----- Records for this exercise

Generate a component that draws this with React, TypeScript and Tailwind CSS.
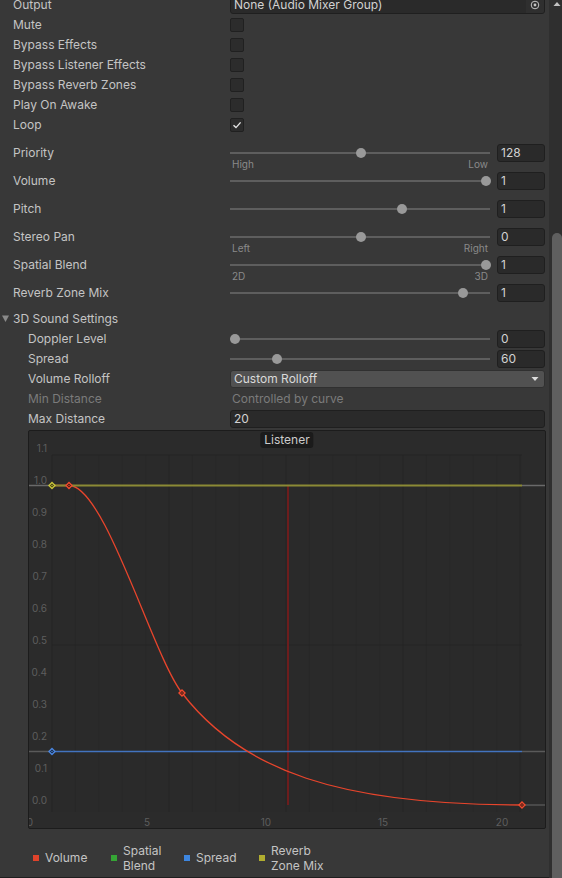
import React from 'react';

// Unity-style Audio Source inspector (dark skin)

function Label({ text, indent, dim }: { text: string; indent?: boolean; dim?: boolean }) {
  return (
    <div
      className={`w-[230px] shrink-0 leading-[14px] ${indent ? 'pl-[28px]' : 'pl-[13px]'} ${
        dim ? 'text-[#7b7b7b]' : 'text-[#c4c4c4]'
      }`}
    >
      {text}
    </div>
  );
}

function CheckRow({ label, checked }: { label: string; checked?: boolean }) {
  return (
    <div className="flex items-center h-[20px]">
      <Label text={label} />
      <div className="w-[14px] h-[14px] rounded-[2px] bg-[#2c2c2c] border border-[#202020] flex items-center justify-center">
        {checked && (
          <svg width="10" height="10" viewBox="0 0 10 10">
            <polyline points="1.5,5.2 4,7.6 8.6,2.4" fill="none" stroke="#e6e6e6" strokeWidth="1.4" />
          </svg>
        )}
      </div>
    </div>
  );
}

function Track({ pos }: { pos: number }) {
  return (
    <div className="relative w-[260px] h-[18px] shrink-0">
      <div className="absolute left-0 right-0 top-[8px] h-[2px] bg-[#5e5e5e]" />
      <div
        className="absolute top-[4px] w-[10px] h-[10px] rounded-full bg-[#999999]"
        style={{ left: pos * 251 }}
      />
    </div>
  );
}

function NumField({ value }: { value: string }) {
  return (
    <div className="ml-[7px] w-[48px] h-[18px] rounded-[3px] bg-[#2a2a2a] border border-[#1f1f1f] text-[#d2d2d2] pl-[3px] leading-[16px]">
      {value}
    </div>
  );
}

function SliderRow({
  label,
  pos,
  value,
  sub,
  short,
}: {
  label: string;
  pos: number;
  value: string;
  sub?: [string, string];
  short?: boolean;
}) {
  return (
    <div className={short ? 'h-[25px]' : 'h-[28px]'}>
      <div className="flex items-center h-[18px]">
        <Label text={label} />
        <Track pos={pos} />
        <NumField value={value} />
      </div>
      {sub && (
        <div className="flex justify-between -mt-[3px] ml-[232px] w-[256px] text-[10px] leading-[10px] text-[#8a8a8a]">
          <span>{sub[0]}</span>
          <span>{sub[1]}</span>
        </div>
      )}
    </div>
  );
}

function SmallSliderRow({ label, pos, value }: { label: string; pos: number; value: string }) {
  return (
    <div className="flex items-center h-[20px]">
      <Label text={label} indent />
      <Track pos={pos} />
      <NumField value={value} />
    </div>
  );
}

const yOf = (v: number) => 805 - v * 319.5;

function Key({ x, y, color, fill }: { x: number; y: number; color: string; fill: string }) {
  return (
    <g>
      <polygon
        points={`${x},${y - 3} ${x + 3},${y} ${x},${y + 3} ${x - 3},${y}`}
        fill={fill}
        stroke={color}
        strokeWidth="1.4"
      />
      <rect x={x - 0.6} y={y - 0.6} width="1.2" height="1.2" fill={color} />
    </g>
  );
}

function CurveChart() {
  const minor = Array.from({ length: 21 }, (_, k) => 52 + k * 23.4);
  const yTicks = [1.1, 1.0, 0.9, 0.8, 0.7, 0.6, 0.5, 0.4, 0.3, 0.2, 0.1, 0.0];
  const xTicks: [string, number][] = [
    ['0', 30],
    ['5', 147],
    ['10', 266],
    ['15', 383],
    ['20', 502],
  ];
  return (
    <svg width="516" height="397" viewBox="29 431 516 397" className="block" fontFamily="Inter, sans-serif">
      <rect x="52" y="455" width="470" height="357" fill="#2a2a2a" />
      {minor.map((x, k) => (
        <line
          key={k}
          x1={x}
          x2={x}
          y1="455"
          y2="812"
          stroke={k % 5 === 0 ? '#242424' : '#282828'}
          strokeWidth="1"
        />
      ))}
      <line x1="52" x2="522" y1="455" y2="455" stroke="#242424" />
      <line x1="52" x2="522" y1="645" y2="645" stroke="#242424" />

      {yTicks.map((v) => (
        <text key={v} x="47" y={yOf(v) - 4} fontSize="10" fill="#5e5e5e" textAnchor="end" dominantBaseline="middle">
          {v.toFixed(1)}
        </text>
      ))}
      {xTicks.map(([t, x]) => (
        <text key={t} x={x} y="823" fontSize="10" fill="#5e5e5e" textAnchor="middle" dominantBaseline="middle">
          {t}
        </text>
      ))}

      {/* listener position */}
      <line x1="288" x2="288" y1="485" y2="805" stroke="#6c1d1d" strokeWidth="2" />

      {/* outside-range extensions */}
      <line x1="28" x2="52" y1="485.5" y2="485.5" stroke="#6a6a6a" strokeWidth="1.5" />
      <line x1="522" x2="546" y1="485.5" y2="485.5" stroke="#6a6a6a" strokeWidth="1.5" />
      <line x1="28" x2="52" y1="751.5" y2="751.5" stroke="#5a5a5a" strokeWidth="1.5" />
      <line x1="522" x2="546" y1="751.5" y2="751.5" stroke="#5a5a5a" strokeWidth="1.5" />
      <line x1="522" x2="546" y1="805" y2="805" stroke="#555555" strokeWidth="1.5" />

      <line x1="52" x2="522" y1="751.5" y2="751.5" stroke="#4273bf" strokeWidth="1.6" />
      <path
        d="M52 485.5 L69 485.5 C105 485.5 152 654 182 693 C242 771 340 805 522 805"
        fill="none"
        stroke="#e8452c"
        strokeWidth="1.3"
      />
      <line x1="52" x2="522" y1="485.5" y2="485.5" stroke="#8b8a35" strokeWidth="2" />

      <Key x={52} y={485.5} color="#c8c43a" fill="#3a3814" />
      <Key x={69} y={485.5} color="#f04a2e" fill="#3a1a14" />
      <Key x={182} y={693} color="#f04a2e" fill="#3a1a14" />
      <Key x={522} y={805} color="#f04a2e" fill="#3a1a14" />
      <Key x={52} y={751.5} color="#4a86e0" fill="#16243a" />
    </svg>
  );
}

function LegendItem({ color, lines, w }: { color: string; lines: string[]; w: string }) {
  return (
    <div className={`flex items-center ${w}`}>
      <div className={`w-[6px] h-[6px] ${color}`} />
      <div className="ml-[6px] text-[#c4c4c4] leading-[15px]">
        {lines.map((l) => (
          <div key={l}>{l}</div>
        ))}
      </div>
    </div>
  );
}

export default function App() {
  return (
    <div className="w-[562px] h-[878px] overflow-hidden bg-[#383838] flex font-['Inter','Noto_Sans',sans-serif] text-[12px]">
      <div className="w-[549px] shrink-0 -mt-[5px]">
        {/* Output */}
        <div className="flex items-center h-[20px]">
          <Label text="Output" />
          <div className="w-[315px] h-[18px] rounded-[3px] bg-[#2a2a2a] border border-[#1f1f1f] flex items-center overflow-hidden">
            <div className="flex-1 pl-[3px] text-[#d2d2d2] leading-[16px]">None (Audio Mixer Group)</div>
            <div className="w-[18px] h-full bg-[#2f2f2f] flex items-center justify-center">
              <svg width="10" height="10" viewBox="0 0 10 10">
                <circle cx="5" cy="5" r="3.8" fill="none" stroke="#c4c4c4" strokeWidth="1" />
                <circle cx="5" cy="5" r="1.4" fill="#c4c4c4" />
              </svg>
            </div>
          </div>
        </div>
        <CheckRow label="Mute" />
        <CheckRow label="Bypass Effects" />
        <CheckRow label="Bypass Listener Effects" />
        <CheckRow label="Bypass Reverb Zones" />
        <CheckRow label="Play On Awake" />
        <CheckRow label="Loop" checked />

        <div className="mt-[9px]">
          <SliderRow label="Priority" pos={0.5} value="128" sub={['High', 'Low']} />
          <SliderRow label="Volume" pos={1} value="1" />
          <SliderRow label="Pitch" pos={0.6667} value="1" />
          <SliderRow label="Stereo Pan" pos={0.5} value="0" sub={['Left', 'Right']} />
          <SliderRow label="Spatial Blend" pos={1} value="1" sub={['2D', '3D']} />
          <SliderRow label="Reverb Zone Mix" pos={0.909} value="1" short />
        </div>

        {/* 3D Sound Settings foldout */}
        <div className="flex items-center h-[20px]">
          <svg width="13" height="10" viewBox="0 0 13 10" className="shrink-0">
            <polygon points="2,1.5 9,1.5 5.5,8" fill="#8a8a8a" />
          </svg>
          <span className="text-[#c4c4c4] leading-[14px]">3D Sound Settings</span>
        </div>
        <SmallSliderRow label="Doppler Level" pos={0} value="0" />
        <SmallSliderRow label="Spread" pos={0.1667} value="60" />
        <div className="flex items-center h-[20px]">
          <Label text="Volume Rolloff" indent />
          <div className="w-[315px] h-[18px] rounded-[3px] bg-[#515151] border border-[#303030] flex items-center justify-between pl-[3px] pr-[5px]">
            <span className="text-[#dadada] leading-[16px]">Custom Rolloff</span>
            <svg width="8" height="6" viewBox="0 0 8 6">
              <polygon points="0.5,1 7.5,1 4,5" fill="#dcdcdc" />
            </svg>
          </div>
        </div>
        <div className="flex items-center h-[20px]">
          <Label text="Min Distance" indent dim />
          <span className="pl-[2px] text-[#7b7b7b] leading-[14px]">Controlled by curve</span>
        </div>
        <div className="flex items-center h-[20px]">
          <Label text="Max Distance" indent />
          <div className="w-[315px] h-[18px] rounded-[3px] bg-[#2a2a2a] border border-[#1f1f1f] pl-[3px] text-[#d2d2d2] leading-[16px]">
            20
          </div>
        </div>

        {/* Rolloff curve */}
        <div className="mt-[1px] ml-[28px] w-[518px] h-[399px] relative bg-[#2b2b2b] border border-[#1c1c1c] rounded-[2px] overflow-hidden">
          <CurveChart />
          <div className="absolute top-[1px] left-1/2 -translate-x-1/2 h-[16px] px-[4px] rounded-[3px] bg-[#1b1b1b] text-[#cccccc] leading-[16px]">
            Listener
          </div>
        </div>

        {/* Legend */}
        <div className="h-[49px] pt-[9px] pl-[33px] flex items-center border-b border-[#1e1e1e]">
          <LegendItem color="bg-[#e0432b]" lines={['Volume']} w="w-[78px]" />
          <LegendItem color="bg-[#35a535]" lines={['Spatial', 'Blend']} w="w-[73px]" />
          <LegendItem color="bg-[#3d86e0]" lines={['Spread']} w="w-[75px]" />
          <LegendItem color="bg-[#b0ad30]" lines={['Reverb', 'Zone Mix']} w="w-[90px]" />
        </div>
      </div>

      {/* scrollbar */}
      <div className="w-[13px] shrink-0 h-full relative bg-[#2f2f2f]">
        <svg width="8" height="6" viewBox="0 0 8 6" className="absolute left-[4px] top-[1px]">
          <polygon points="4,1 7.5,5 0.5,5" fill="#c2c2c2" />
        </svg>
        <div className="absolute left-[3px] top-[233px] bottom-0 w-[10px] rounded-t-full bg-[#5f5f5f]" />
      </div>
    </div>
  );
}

----------
----- Records for this exercise

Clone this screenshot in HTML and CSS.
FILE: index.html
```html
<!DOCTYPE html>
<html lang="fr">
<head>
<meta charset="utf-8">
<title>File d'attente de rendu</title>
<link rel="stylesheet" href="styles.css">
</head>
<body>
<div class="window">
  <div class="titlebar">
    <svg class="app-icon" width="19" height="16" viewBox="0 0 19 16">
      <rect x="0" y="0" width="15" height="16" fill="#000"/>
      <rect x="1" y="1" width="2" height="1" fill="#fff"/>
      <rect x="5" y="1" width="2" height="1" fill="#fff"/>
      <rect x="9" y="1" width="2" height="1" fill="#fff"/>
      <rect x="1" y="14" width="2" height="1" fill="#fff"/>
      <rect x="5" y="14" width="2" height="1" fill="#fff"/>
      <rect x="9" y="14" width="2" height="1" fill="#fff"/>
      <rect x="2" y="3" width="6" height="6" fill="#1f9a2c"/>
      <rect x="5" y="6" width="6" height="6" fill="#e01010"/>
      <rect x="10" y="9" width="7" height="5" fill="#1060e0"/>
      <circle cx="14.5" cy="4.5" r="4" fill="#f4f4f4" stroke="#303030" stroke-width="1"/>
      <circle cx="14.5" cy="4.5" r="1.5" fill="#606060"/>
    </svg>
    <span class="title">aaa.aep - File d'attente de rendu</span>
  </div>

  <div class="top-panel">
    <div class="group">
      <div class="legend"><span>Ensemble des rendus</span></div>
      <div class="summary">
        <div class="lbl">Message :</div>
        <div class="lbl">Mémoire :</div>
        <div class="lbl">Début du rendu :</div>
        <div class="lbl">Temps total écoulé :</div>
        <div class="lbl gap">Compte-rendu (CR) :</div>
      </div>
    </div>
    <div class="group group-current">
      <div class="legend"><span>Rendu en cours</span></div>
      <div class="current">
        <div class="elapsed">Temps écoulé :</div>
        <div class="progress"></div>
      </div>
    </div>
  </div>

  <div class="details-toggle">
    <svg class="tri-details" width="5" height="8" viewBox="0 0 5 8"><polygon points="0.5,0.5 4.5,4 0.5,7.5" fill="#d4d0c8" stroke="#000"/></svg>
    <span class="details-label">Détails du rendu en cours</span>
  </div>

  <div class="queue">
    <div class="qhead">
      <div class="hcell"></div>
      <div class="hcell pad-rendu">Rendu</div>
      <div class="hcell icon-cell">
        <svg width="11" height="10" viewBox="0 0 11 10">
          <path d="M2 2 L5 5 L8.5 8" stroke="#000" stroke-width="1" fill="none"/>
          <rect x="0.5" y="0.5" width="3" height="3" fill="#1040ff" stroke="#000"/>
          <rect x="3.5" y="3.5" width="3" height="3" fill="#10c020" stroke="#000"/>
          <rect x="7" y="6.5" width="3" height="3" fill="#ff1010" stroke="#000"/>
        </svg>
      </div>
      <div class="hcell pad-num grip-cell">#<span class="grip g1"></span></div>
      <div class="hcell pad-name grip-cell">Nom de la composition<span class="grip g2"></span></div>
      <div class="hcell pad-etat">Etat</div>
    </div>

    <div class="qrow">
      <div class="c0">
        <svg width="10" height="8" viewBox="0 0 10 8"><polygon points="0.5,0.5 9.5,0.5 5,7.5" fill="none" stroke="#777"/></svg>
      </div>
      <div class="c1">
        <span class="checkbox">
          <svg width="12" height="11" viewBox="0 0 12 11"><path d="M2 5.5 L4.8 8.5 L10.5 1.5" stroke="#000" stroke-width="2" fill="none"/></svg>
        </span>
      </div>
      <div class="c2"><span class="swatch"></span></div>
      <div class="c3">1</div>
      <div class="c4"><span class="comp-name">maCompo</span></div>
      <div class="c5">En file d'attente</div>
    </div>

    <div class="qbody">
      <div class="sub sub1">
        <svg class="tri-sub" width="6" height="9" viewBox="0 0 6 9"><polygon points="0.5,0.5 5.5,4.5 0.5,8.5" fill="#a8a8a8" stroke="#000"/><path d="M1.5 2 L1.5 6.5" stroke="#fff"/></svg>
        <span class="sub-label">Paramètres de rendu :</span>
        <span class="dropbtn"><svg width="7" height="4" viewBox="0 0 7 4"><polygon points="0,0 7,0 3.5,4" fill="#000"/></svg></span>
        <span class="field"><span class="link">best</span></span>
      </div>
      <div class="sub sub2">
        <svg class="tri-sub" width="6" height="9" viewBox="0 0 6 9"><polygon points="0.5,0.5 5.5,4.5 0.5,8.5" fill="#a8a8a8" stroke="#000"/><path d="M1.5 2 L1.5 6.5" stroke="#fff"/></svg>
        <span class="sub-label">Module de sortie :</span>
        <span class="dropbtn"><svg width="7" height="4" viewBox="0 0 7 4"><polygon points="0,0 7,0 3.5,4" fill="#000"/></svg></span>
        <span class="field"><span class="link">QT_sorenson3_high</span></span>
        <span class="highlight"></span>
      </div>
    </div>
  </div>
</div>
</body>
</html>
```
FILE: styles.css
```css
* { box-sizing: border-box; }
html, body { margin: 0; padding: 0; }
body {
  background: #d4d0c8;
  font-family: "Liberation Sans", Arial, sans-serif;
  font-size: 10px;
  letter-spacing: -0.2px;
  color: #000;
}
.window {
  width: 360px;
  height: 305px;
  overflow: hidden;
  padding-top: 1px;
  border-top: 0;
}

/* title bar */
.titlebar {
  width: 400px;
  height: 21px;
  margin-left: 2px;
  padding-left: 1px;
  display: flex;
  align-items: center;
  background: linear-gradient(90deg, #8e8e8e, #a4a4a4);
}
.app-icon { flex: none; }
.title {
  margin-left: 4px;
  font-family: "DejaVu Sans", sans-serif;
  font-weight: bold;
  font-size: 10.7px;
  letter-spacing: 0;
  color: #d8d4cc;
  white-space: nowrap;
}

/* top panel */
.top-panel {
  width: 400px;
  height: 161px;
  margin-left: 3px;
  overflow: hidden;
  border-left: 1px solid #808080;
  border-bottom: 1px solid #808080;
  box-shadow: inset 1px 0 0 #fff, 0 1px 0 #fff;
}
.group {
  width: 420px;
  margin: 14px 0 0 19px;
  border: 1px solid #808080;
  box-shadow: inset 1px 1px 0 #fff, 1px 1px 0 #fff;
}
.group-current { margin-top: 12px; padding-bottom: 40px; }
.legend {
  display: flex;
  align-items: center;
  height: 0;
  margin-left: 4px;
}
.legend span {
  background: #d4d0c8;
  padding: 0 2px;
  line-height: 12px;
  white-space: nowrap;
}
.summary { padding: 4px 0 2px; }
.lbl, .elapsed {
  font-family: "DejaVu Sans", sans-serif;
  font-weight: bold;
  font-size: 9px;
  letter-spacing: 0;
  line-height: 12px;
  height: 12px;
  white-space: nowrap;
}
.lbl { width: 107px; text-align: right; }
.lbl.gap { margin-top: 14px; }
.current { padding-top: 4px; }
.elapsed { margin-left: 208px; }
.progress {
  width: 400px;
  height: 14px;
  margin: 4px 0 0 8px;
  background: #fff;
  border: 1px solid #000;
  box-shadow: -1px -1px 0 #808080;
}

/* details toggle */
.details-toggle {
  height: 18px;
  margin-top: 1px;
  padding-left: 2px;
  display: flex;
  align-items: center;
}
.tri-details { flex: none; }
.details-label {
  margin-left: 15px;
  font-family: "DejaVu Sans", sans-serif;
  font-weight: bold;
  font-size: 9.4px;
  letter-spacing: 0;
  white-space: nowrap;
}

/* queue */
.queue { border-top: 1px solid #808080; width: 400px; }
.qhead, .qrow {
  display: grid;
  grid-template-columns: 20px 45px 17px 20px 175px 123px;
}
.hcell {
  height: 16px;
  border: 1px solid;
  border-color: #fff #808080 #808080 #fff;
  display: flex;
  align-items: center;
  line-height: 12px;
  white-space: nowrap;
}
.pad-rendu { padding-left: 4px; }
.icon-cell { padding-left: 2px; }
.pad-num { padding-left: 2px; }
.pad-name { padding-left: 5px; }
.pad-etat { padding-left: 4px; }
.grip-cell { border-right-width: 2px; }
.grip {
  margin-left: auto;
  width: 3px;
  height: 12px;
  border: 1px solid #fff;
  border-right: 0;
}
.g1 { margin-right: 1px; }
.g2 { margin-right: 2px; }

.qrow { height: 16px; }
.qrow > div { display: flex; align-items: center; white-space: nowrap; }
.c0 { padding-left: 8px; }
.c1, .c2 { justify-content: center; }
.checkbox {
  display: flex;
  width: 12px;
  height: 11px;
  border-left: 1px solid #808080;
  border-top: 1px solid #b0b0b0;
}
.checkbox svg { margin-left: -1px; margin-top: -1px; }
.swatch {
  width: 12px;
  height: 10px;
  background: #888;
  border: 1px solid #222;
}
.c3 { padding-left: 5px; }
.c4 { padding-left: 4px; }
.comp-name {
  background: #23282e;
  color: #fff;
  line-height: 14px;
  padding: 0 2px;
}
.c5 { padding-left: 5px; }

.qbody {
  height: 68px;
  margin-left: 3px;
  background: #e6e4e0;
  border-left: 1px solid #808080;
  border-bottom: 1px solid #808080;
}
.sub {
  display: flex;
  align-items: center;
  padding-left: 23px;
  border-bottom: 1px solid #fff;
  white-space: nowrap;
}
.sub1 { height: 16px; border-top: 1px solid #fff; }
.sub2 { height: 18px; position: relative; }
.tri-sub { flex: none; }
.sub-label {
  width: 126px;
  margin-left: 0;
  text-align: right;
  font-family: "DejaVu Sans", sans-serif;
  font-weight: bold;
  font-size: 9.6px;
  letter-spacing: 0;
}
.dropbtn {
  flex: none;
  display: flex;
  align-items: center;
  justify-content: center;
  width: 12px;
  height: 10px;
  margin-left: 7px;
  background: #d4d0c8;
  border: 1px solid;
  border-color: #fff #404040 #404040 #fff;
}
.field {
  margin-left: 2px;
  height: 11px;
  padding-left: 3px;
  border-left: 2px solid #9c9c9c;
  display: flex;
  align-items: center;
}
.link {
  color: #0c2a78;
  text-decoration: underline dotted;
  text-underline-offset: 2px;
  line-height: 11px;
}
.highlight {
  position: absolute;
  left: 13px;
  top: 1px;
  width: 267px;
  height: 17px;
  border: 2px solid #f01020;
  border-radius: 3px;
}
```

----------
----- Records for this exercise

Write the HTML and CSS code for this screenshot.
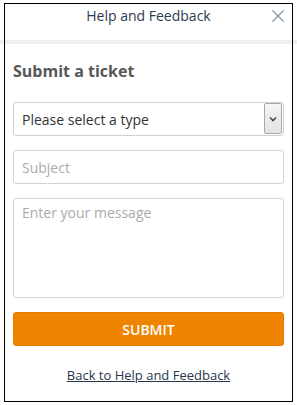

----------

Instruction:
Pictures should be left out. Retype only the run of lines from the line containing "Generate a component" to the line containing "inspector (dark skin)", inclusive.

Right answer:
Generate a component that draws this with React, TypeScript and Tailwind CSS.
import React from 'react';

// Unity-style Audio Source inspector (dark skin)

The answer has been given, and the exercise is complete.